Analysis by Fritz 11:

1.Rd1+ Ke2 2.Rc5 Rh6+ 3.Ke5 Kxd1 4.a6 Qxb4 5.Rd5+ Ke2 6.Kf5 Rh5+ 7.Ke6 Qb6+ 8.Rd6 Rh6+ 9.Kf5 Rxd6 10.Ke4 Qd4+ 11.Kf5 Rf6+ (-#28) Depth: 17/36 00:01:31 165mN

(alexandru123, 10.09.2008)

Sep-10-08  Udit Narayan: There goes the Chess Oscar for 2008...
Sep-10-08  Red October: < YouRang: Howcum Aronian doesn't get his face on the dancing rook? > he anit ugly enough :)
Sep-10-08  Libar: Anand`s sleeping.
Sep-10-08  saad: Levon Aronian beat Viswanathan Anand 5 to 4, with 13 draws
Sep-10-08  Davolni: <boz: In this position under time pressure I am sure I would forget which side I was on and play ...Qb6?? at some point.>

hard to figure out sides of the colors, seriously!!!

Looks like the opposite!!!

Sep-10-08  Ulhumbrus: 5 Nxc6?! moves the N a third time to exchange itself for a N moved but once, making a loss of two tempi.On top of that brings the b7 pawn on to c6, strengthening Black's centre. The only cause for surprise is that after 5...bxc6 Black doesn't already have the advantage.

However 10..Qxf3 returns the compliment as it loses time with the black Queen and the recapture 11 gxf3 also strengthens White's centre.

This suggests looking for alternatives to 10..Qxf3.

One is 11...Bd7 12 Bc3 Qh6. Another is 9...a6 instead of 9...a5 in order to avoid making the a pawn a target for White's QB and QN. On 10 a5 Ba7 11 Bd2 Bd7 12 Bc3 Qh6 13 Bd3 Ne7 does White really stand better?

14...c5?! seems dubious if not actually a mistake. Instead of 14...c5?!, 14..f5! may gain equality at least. The move 14...c5 makes it easier for White to play e5 because then ...d5 leaves the c5 pawn undefended.

20 Nd2 allows Black's d pawn to advance. 20 e4 keeps it back.

Instead of 25 e4, 25 Rg4-d4 attacks the backward d pawn. Otherwise why did White play 24 Rg4? The counter-attack 25..Re8 allows the fork 26 Nc7. The move 25 e4 allows Black to get rid of his backward pawn.

27 Rxe4?! leaves White with a broken King side. On 27 fxe4 the e pawn is isolated but it may become a weapon. After 27 fxe4 one threat is Rd7 and Nd6

28 f4 blocks the square for a Rook.
28 Rf4 attacks both f7 and c4, and the Nb5 keeps both Black Rooks out of the seventh rank. On 28 Rf4 Nd5 does not help Black because 29 Rxd5 Rxd5 30 Nc7 wins the c4 pawn as well as the exchange back.

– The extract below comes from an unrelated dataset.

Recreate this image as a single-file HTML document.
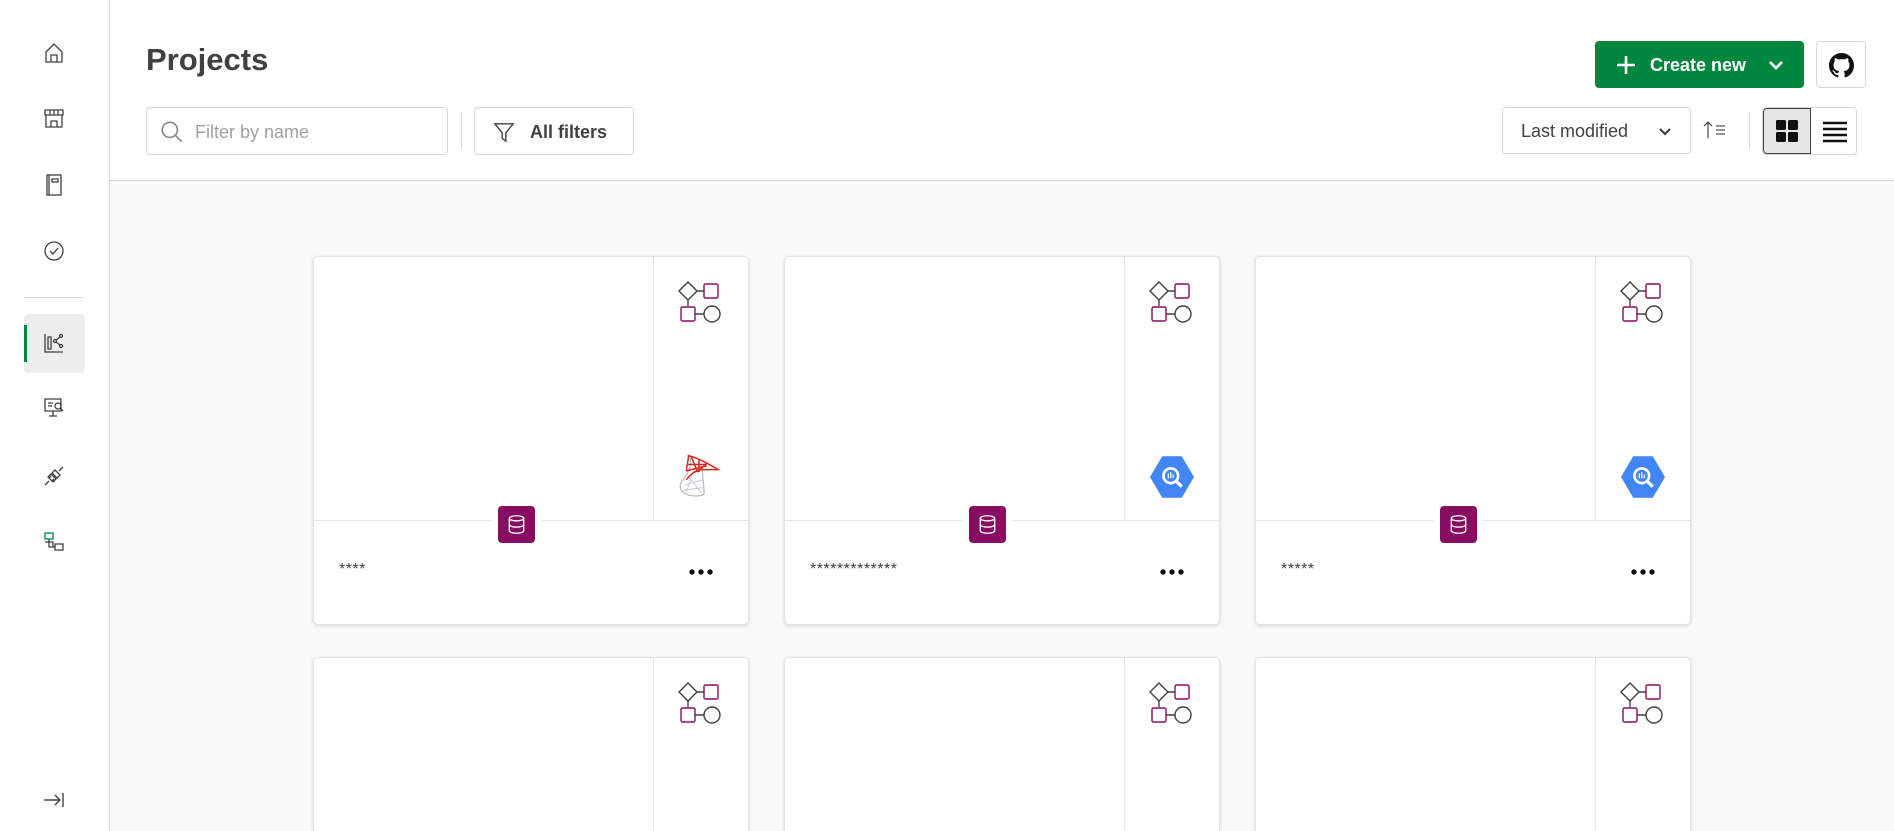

Instead of 31 Rc7, 31 Rxd5 Rxd5 32 Rd4! takes the initiative eg 32...Nb6 33 Rd6 pinning the N. Perhaps it is at this point that Anand lets the advantage slip.

The moves 31...Na2+ 32 Kb1 Nb4 mean that Black has not equalized yet and Aronian does not mind a draw. However Anand wants more. However perhaps it is already too late to play for a win. Anand does try to win, and loses.

After 34...Rg5! White is already in some trouble because Aronian is threatening to start an attack on White's h pawn, win it and advance his h pawn. This threat is in fact going to win him the game.

After 36 Nf3 White may still get a draw while after 36 Ne2 it may be too late. This may be the point at which Anand goes too far trying to win.

Sep-10-08  unsound: <Ulhumbrus> You're not a fan of the Scotch, I take it. After 5...bxc6?!, the other way to look at it is that black has a broken pawn structure and white will have no trouble completing his development with 6.Bd3 intending O-O (which is why 5...Qf6)--even though he did move that knight 3 times.
Sep-10-08
Premium Chessgames Member
  An Englishman: Good Evening: Astonishing game. One thing is for certain--I would never want to face Aronian in a Rook ending.
Sep-10-08  noviant: <Ulhumbrus: After 36 Nf3 White may still get a draw while after 36 Ne2 it may be too late. This may be the point at which Anand goes too far trying to win.> That's the point why Anand lose this game.
Sep-11-08  VaselineTopLove: <Levon Aronian beat Viswanathan Anand 5 to 4, with 13 draws>

In Classical Chess, Aronian has a 3-1 lead over Anand.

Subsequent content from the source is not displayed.